Even as its era comes to an end, colette is still wildly popular with big name designers vying to takeover its top floor (at the moment, Balenciaga’s Bernie Sanders-inspired collection is on show), and its e-commerce business is booming; per Business of Fashion, "the store generates 20 percent of its steadily-rising revenue online, significantly more than the industry average." But if the coolest store in the world is choosing to close among a backdrop of Amazon Prime super-days, what does that mean for the future of concept stores — and retailers in general?

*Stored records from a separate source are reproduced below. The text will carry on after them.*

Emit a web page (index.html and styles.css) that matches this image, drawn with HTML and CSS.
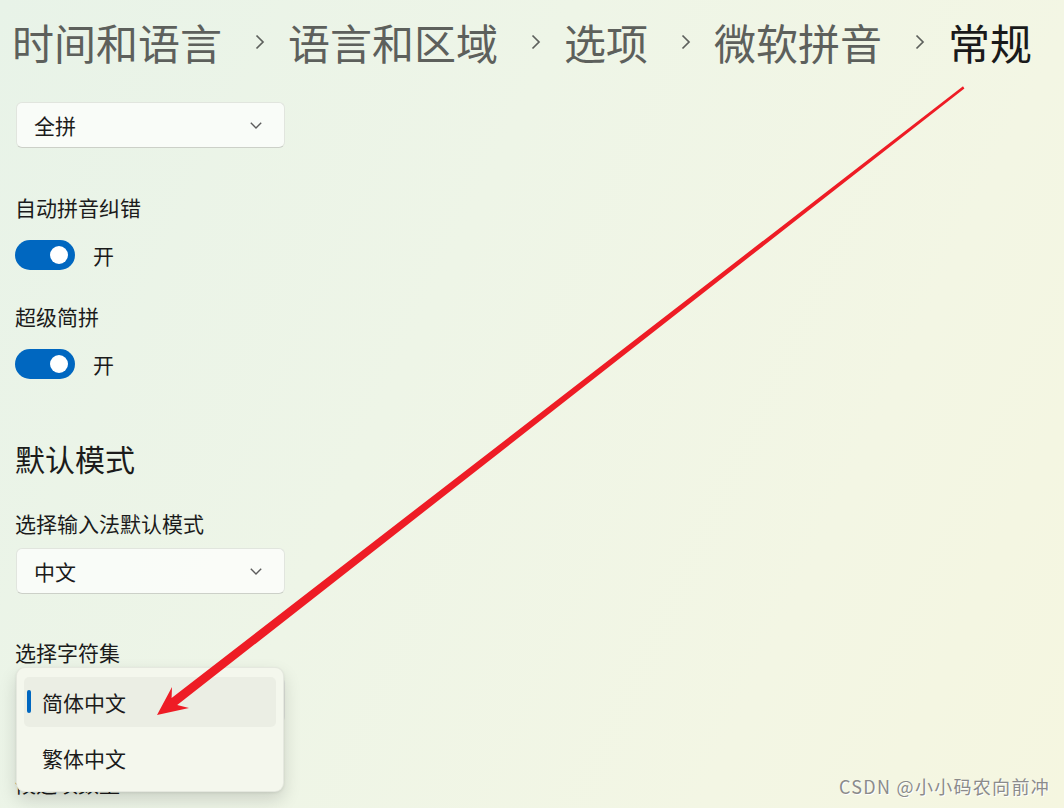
FILE: index.html
```html
<!DOCTYPE html>
<html lang="zh-CN">
<head>
    <meta charset="UTF-8">
    <meta name="viewport" content="width=device-width, initial-scale=1.0">
    <title>常规 - 微软拼音</title>
    <link rel="stylesheet" href="styles.css">
</head>
<body>
    <div class="crumbs">
        <span class="crumb">时间和语言</span>
        <svg class="sep" width="10" height="16" viewBox="0 0 10 16"><path d="M1.5 1.5 L8 8 L1.5 14.5" /></svg>
        <span class="crumb">语言和区域</span>
        <svg class="sep" width="10" height="16" viewBox="0 0 10 16"><path d="M1.5 1.5 L8 8 L1.5 14.5" /></svg>
        <span class="crumb">选项</span>
        <svg class="sep" width="10" height="16" viewBox="0 0 10 16"><path d="M1.5 1.5 L8 8 L1.5 14.5" /></svg>
        <span class="crumb">微软拼音</span>
        <svg class="sep" width="10" height="16" viewBox="0 0 10 16"><path d="M1.5 1.5 L8 8 L1.5 14.5" /></svg>
        <span class="crumb current">常规</span>
    </div>

    <div class="content">
        <div class="combo first">
            <span>全拼</span>
            <svg class="chev" width="12" height="7" viewBox="0 0 12 7"><path d="M0.8 0.8 L6 6 L11.2 0.8" /></svg>
        </div>

        <div class="label gap-lg">自动拼音纠错</div>
        <div class="toggle-row">
            <div class="toggle"><div class="knob"></div></div>
            <span>开</span>
        </div>

        <div class="label gap-md">超级简拼</div>
        <div class="toggle-row">
            <div class="toggle"><div class="knob"></div></div>
            <span>开</span>
        </div>

        <h2 class="subtitle">默认模式</h2>

        <div class="label gap-sm">选择输入法默认模式</div>
        <div class="combo">
            <span>中文</span>
            <svg class="chev" width="12" height="7" viewBox="0 0 12 7"><path d="M0.8 0.8 L6 6 L11.2 0.8" /></svg>
        </div>

        <div class="label gap-lg2">选择字符集</div>
        <div class="combo-wrap">
            <div class="combo open">
                <span>简体中文</span>
                <svg class="chev" width="12" height="7" viewBox="0 0 12 7"><path d="M0.8 0.8 L6 6 L11.2 0.8" /></svg>
            </div>
            <div class="menu">
                <div class="item selected"><i class="pill"></i>简体中文</div>
                <div class="item">繁体中文</div>
            </div>
        </div>

        <div class="label gap-xl">候选项数量</div>
    </div>

    <svg class="arrow" width="1064" height="808" viewBox="0 0 1064 808">
        <polygon points="157,715 189,708 177.2,705.1 964.4,88.4 963,86.3 171.6,697.9 172,687" />
    </svg>

    <div class="watermark">CSDN @小小码农向前冲</div>
</body>
</html>
```

FILE: styles.css
```css
html, body {
    height: 808px;
    overflow: hidden;
}
body {
    margin: 0;
    position: relative;
    font-family: "Noto Sans CJK SC", "Liberation Sans", sans-serif;
    color: #1b1b1b;
    background: linear-gradient(115deg, #e8f3e8 0%, #eef5e7 40%, #f3f6e4 75%, #f5f6e0 100%);
}
.crumbs {
    height: 84px;
    padding-left: 12px;
    display: flex;
    align-items: center;
    font-size: 42px;
    line-height: 1;
    color: #5d605c;
}
.crumb.current {
    color: #1a1a1a;
}
.sep {
    margin: 0 23px 0 33px;
    fill: none;
    stroke: #5d605c;
    stroke-width: 1.7;
}
.content {
    padding-left: 15px;
    font-size: 21px;
}
.label {
    line-height: 30px;
    height: 30px;
}
.gap-lg { margin-top: 44px; }
.gap-md { margin-top: 31px; }
.gap-sm { margin-top: 30px; }
.gap-lg2 { margin-top: 43px; }
.gap-xl { margin-top: 45px; }

.combo {
    box-sizing: border-box;
    width: 269px;
    height: 46px;
    margin-top: 10px;
    margin-left: 1px;
    padding: 0 22px 0 17px;
    display: flex;
    align-items: center;
    justify-content: space-between;
    background: rgba(252, 253, 250, 0.85);
    border: 1px solid #e1e5de;
    border-bottom-color: #ccd0c8;
    border-radius: 6px;
    line-height: 1;
}
.combo.first {
    margin-top: 18px;
}
.combo.open span {
    visibility: hidden;
}
.chev {
    fill: none;
    stroke: #5c5c5c;
    stroke-width: 1.4;
}
.toggle-row {
    margin-top: 18px;
    height: 30px;
    display: flex;
    align-items: center;
    gap: 18px;
}
.toggle {
    box-sizing: border-box;
    width: 60px;
    height: 30px;
    border-radius: 15px;
    background: #0067c0;
    display: flex;
    align-items: center;
    justify-content: flex-end;
    padding-right: 7px;
}
.knob {
    width: 18px;
    height: 18px;
    border-radius: 50%;
    background: #fff;
}
.subtitle {
    margin: 59px 0 0;
    font-size: 30px;
    font-weight: 400;
    line-height: 40px;
    height: 40px;
}
.combo-wrap {
    position: relative;
    z-index: 1;
    padding-top: 10px;
}
.combo-wrap .combo {
    margin-top: 0;
}
.menu {
    position: absolute;
    top: 0;
    left: 1px;
    box-sizing: border-box;
    width: 268px;
    height: 125px;
    padding: 9px 7px;
    background: #f4f7ed;
    border: 1px solid rgba(0, 0, 0, 0.06);
    border-radius: 9px;
    box-shadow: 0 8px 18px rgba(0, 0, 0, 0.14), 0 1px 3px rgba(0, 0, 0, 0.08);
    display: flex;
    flex-direction: column;
    gap: 6px;
}
.item {
    position: relative;
    height: 50px;
    flex: none;
    padding-left: 18px;
    display: flex;
    align-items: center;
    border-radius: 5px;
    line-height: 1;
}
.item.selected {
    background: rgba(0, 0, 0, 0.035);
}
.pill {
    position: absolute;
    left: 3px;
    top: 13px;
    width: 4px;
    height: 23px;
    border-radius: 2px;
    background: #0067c0;
}
.arrow {
    position: absolute;
    left: 0;
    top: 0;
    z-index: 2;
    pointer-events: none;
    fill: #ee1c25;
}
.watermark {
    position: absolute;
    right: 14px;
    bottom: 9px;
    font-size: 18px;
    letter-spacing: 1.3px;
    color: #8b8b8b;
    text-shadow: 1px 1px 0 #ffffff;
}
```
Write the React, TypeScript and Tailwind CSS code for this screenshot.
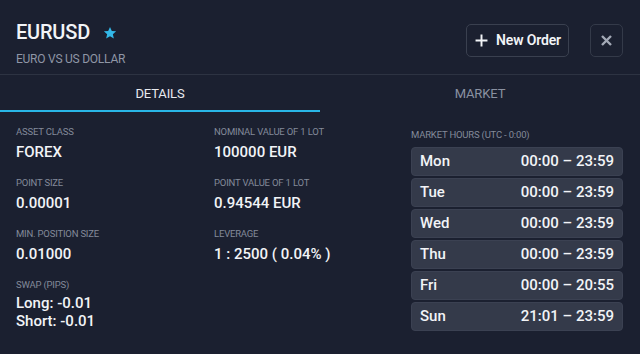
import React from "react";

const rows: [string, string][] = [
  ["Mon", "00:00 – 23:59"],
  ["Tue", "00:00 – 23:59"],
  ["Wed", "00:00 – 23:59"],
  ["Thu", "00:00 – 23:59"],
  ["Fri", "00:00 – 20:55"],
  ["Sun", "21:01 – 23:59"],
];

function Item({ label, value }: { label: string; value: string }) {
  return (
    <div className="flex flex-col">
      <div className="text-[9.5px] leading-[12px] tracking-[-0.02em] text-[#838a9a] uppercase">{label}</div>
      <div className="mt-1 text-[15px] leading-[20px] font-medium text-[#f2f4f7]">{value}</div>
    </div>
  );
}

export default function App() {
  return (
    <div
      className="h-screen w-full bg-[#1b2030] text-white overflow-hidden"
      style={{ fontFamily: "Roboto, 'Liberation Sans', sans-serif" }}
    >
      {/* Header */}
      <div className="h-[75px] border-b border-[#2d3342] pl-4 pr-[17px] pt-[18px] flex justify-between items-start">
        <div className="flex flex-col">
          <div className="flex items-center">
            <span className="text-[20px] leading-[28px] font-medium text-[#f2f4f7] tracking-[-0.01em]">EURUSD</span>
            <svg className="ml-[13px] mt-[1px]" width="14" height="14" viewBox="0 0 24 24">
              <path
                d="M12 1.5l3.1 6.9 7.4.7-5.6 5 1.7 7.4L12 17.6l-6.6 3.9 1.7-7.4-5.6-5 7.4-.7z"
                fill="#33b8e8"
              />
            </svg>
          </div>
          <div className="mt-[5px] text-[12px] leading-[16px] tracking-[-0.02em] text-[#8f96a6]">EURO VS US DOLLAR</div>
        </div>
        <div className="mt-[6px] flex items-center gap-[21px]">
          <button className="h-[33px] w-[103px] rounded-[5px] border border-[#3a404f] flex items-center pl-[8px]">
            <svg width="13" height="13" viewBox="0 0 12 12">
              <path d="M6 0.5v11M0.5 6h11" stroke="#f2f4f7" strokeWidth="1.8" />
            </svg>
            <span className="ml-[8px] text-[14px] font-semibold text-[#f2f4f7] tracking-[-0.01em]">New Order</span>
          </button>
          <button className="h-[33px] w-[33px] rounded-[5px] border border-[#343a49] flex items-center justify-center">
            <svg width="11" height="11" viewBox="0 0 11 11">
              <path d="M1 1l9 9M10 1l-9 9" stroke="#a3a9b6" strokeWidth="2.4" />
            </svg>
          </button>
        </div>
      </div>

      {/* Tabs */}
      <div className="flex h-[37px]">
        <div className="w-1/2 h-full border-b-2 border-[#29b6e6] flex items-center justify-center pt-[2px] text-[13px] tracking-[-0.01em] text-[#e8eaef]">
          DETAILS
        </div>
        <div className="w-1/2 h-full flex items-center justify-center text-[13px] tracking-[-0.01em] text-[#8a91a1]">
          MARKET
        </div>
      </div>

      {/* Content */}
      <div className="flex pl-4 pr-[17px] pt-[14px]">
        <div className="flex-1 flex flex-col">
          <div className="grid grid-cols-[198px_1fr] gap-y-[15px]">
            <Item label="Asset Class" value="FOREX" />
            <Item label="Nominal Value of 1 Lot" value="100000 EUR" />
            <Item label="Point Size" value="0.00001" />
            <Item label="Point Value of 1 Lot" value="0.94544 EUR" />
            <Item label="Min. Position Size" value="0.01000" />
            <Item label="Leverage" value="1 : 2500 ( 0.04% )" />
            <div className="flex flex-col">
              <div className="text-[9.5px] leading-[12px] tracking-[-0.02em] text-[#838a9a]">SWAP (PIPS)</div>
              <div className="mt-[3px] text-[15px] leading-[18px] font-medium text-[#f2f4f7]">Long: -0.01</div>
              <div className="text-[15px] leading-[18px] font-medium text-[#f2f4f7]">Short: -0.01</div>
            </div>
          </div>
        </div>
        <div className="w-[212px] flex flex-col pt-[3px]">
          <div className="text-[9.5px] leading-[12px] tracking-[-0.02em] text-[#838a9a]">MARKET HOURS (UTC - 0:00)</div>
          <div className="mt-[6px] flex flex-col gap-[2px]">
            {rows.map(([d, t]) => (
              <div
                key={d}
                className="h-[29px] rounded-[4px] bg-[#343a4a] border border-[#3b4152] flex items-center justify-between px-[8px] text-[15px] font-medium text-[#f2f4f7]"
              >
                <span>{d}</span>
                <span>{t}</span>
              </div>
            ))}
          </div>
        </div>
      </div>
    </div>
  );
}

The beauty of a store that so effortlessly blurs the line between retail and art is that you don’t necessarily have to buy something to feel like you’ve taken part. colette is as fun to visit as a museum or gallery — it’s a visual spectacle constructed for the enjoyment of its visitors. Its unique high-low curation is worth noting, as well: You can buy a $5,000 dress or a $9 phone case — both are equally cool and valued in the context of the selection. And perhaps that's something retailers should be looking at more closely — maybe it's not about selling everything imaginable, but selling a selection of special items that have the ability to tell a story.
Colette would conceivably be a welcome jewel in a fashion conglomerate’s crown, but Roussaux and Andelman are instead choosing to forgo further profits in exchange for something priceless: integrity. Launching a company and building a brand are two very different things: to Roussaux, being a founder meant leading a team, remaining involved at every level, and never trading sincerity for reach. No, colette hasn't fallen prey to the ever-changing retail landscape — it gracefully bowed out of a game in which it's no longer interested in being a part.
But as it turns out, authenticity can’t be bought — it has to be built.